My guess is, many of my coworkers followed their hearts in college. I think that's what I did. Then again, my memory is a bit fuzzy on a few things from that timeframe.
To whit, upon reading the above, many will say, "Get a different job." Begrudgingly, they are correct. If one doesn't like their current place of employment, then seek elsewhere. It is what it is, and let us realize that following one's heart comes with certain costs.
There's talk about raising the minimum wage to whatever they want to raise it to. I have conflicting thoughts on this. But I would be less than honest if I didn't confess that the thought of a burger-flipper, who may or may not have graduated high school, making more money than a person with a PhD trying instill a love for learning any specific topic, royally pisses me off. When the drive-through attendant is making twenty-dollars an hour and when the happy meal costs ten, get back with me. And in the meantime, what value education, when the college graduate needs two jobs to eat?

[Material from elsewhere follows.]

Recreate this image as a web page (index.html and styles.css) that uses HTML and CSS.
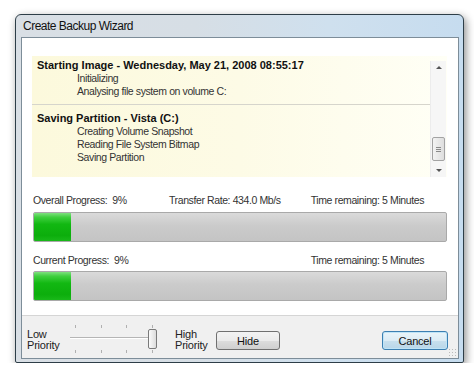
FILE: index.html
```html
<!DOCTYPE html>
<html lang="en">
<head>
    <meta charset="UTF-8">
    <title>Create Backup Wizard</title>
    <link rel="stylesheet" href="styles.css">
</head>
<body>

<div class="window">
    <div class="titlebar">Create Backup Wizard</div>

    <div class="client">
        <!-- Log of backup steps -->
        <div class="log">
            <div class="log-text">
                <div class="entry">
                    <div class="entry-title">Starting Image - Wednesday, May 21, 2008 08:55:17</div>
                    <div class="step">Initializing</div>
                    <div class="step">Analysing file system on volume C:</div>
                </div>
                <div class="entry">
                    <div class="entry-title">Saving Partition - Vista (C:)</div>
                    <div class="step">Creating Volume Snapshot</div>
                    <div class="step">Reading File System Bitmap</div>
                    <div class="step">Saving Partition</div>
                </div>
            </div>
            <div class="scrollbar">
                <div class="arrow up"></div>
                <div class="track"><div class="thumb"><span></span><span></span><span></span></div></div>
                <div class="arrow down"></div>
            </div>
        </div>

        <!-- Progress bars -->
        <div class="progress">
            <div class="labels">
                <span class="label-main">Overall Progress:&nbsp; 9%</span>
                <span class="label-rate">Transfer Rate: 434.0 Mb/s</span>
                <span class="label-time">Time remaining: 5 Minutes</span>
            </div>
            <div class="bar"><div class="fill" style="width: 9%"></div></div>

            <div class="labels second">
                <span class="label-main">Current Progress:&nbsp; 9%</span>
                <span class="label-time">Time remaining: 5 Minutes</span>
            </div>
            <div class="bar"><div class="fill" style="width: 9%"></div></div>
        </div>

        <!-- Priority slider and buttons -->
        <div class="footer">
            <div class="prio">Low<br>Priority</div>
            <div class="slider">
                <div class="tick t1 top"></div><div class="tick t2 top"></div><div class="tick t3 top"></div><div class="tick t4 top"></div>
                <div class="slider-track"></div>
                <div class="tick t1 bottom"></div><div class="tick t2 bottom"></div><div class="tick t3 bottom"></div><div class="tick t4 bottom"></div>
                <div class="slider-thumb"></div>
            </div>
            <div class="prio high">High<br>Priority</div>
            <button class="btn hide-btn">Hide</button>
            <button class="btn cancel-btn">Cancel</button>
            <div class="grip"></div>
        </div>
    </div>
</div>

</body>
</html>
```

FILE: styles.css
```css
/* Vista style wizard window */
body {
    margin: 0;
    background: #fff;
    font-family: 'Liberation Sans', Arial, sans-serif;
    font-size: 10.5px;
    letter-spacing: -0.4px;
    color: #1a1a1a;
}

.window {
    margin: 14px 0 0 15px;
    width: 438px;
    height: 343px;
    padding: 0 4px 4px 5px;
    border: 1px solid #2e3e48;
    border-radius: 6px 6px 2px 2px;
    background: linear-gradient(to right, #d9dfe5 0%, #d6dee5 40%, #cfe0ee 70%, #c6dcef 100%);
    box-shadow: 2px 3px 9px rgba(0, 0, 0, 0.45);
}

.titlebar {
    height: 22px;
    line-height: 23px;
    padding-left: 2px;
    font-size: 12px;
    letter-spacing: -0.5px;
    color: #111;
}

.client {
    height: 320px;
    border: 1px solid #7d8d99;
    background: #fff;
    display: flex;
    flex-direction: column;
}

/* log panel */
.log {
    margin: 18px 0 0 10px;
    width: 415px;
    height: 121px;
    display: flex;
    background: linear-gradient(to right, #fcf9dc 0%, #fdfbe6 50%, #fffff6 100%);
}

.log-text {
    flex: 1;
    padding-top: 3px;
    line-height: 13px;
}

.entry:first-child {
    padding-bottom: 6px;
    border-bottom: 1px solid #d6d5cc;
}

.entry + .entry {
    padding-top: 7px;
}

.entry-title {
    padding-left: 5px;
    font-size: 11px;
    letter-spacing: 0;
    font-weight: bold;
    color: #111;
}

.step {
    padding-left: 45px;
    color: #333;
}

.scrollbar {
    width: 15px;
    margin: 5px 1px 0 0;
    background: #f6f6f6;
    border-left: 1px solid #ececec;
    display: flex;
    flex-direction: column;
}

.arrow {
    height: 14px;
    position: relative;
}

.arrow::after {
    content: "";
    position: absolute;
    left: 5px;
    border-left: 3px solid transparent;
    border-right: 3px solid transparent;
}

.arrow.up::after {
    top: 5px;
    border-bottom: 3px solid #555;
}

.arrow.down::after {
    top: 6px;
    border-top: 3px solid #555;
}

.track {
    flex: 1;
    display: flex;
    flex-direction: column;
    justify-content: flex-end;
    padding-bottom: 2px;
}

.thumb {
    height: 22px;
    margin: 0 1px;
    border: 1px solid #a3a3a3;
    border-radius: 2px;
    background: linear-gradient(to right, #f3f3f3, #dedede);
    display: flex;
    flex-direction: column;
    justify-content: center;
    align-items: center;
    gap: 1px;
}

.thumb span {
    width: 5px;
    height: 1px;
    background: #8a8a8a;
}

/* progress */
.progress {
    margin: 17px 0 0 11px;
    width: 414px;
}

.labels {
    display: flex;
    white-space: nowrap;
    line-height: 13px;
    margin-bottom: 5px;
    color: #333;
    padding-right: 23px;
}

.labels.second {
    margin-top: 12px;
    margin-bottom: 4px;
}

.label-main {
    width: 136px;
}

.label-time {
    margin-left: auto;
}

.bar {
    height: 28px;
    border: 1px solid #a9a9a9;
    border-radius: 2px;
    background: linear-gradient(to bottom, #dadada 0%, #cbcbcb 45%, #c4c4c4 100%);
}

.fill {
    height: 100%;
    border-radius: 1px 0 0 1px;
    background: linear-gradient(to bottom, #7fe07f 0%, #3fcf3f 15%, #12b812 40%, #0cae0c 80%, #19b819 100%);
}

/* footer */
.footer {
    flex: 1;
    margin-top: 14px;
    border-top: 1px solid #d5d5d5;
    background: #f0f0f0;
    display: flex;
    align-items: flex-start;
    padding-left: 5px;
    position: relative;
}

.prio {
    width: 38px;
    margin-top: 13px;
    font-size: 11px;
    letter-spacing: -0.2px;
    line-height: 11px;
    color: #222;
}

.prio.high {
    width: 41px;
    margin-left: 15px;
}

.slider {
    width: 95px;
    height: 32px;
    margin-top: 7px;
    position: relative;
}

.slider-track {
    position: absolute;
    left: 5px;
    top: 14px;
    width: 82px;
    height: 1px;
    background: #b5b5b5;
    border-bottom: 1px solid #fff;
}

.tick {
    position: absolute;
    width: 1px;
    height: 3px;
    background: #b0b0b0;
}

.tick.top { top: 2px; }
.tick.bottom { top: 27px; }
.t1 { left: 10px; }
.t2 { left: 36px; }
.t3 { left: 61px; }
.t4 { left: 87px; }

.slider-thumb {
    position: absolute;
    left: 83px;
    top: 6px;
    width: 7px;
    height: 18px;
    border: 1px solid #7a7a7a;
    border-radius: 2px;
    background: linear-gradient(to right, #fafafa, #dcdcdc);
}

.btn {
    margin-top: 15px;
    height: 19px;
    padding: 0;
    font-family: 'Liberation Sans', Arial, sans-serif;
    font-size: 11px;
    letter-spacing: -0.2px;
    color: #111;
    border-radius: 3px;
    border: 1px solid #707070;
    background: linear-gradient(to bottom, #f3f3f3 0%, #ebebeb 50%, #dddddd 51%, #cfcfcf 100%);
}

.hide-btn {
    width: 64px;
}

.cancel-btn {
    width: 66px;
    margin-left: auto;
    margin-right: 10px;
    border-color: #3c7fb1;
    background: linear-gradient(to bottom, #eaf4f9 0%, #dcecf5 50%, #c8e0ee 51%, #b9d6e8 100%);
    box-shadow: inset 0 0 0 1px #bfe4f7;
}

.grip {
    position: absolute;
    right: 2px;
    bottom: 2px;
    width: 8px;
    height: 8px;
    background: radial-gradient(circle, #bbb 0.8px, transparent 1px) 0 0 / 3px 3px;
}
```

Or, consider the fact that a man playing a game (football) for one year can make exponentially more than a man who boils pre-fabricated French fries in vats of oil, eight hours a day, for a decade. Interesting consideration, is it not? Again, following one's heart comes with certain costs.
That sound of bone crunching into a stone wall is me banging my forehead against reality. Complaining doesn't reframe reality, or much of anything else. It's not always the best artists who win the game.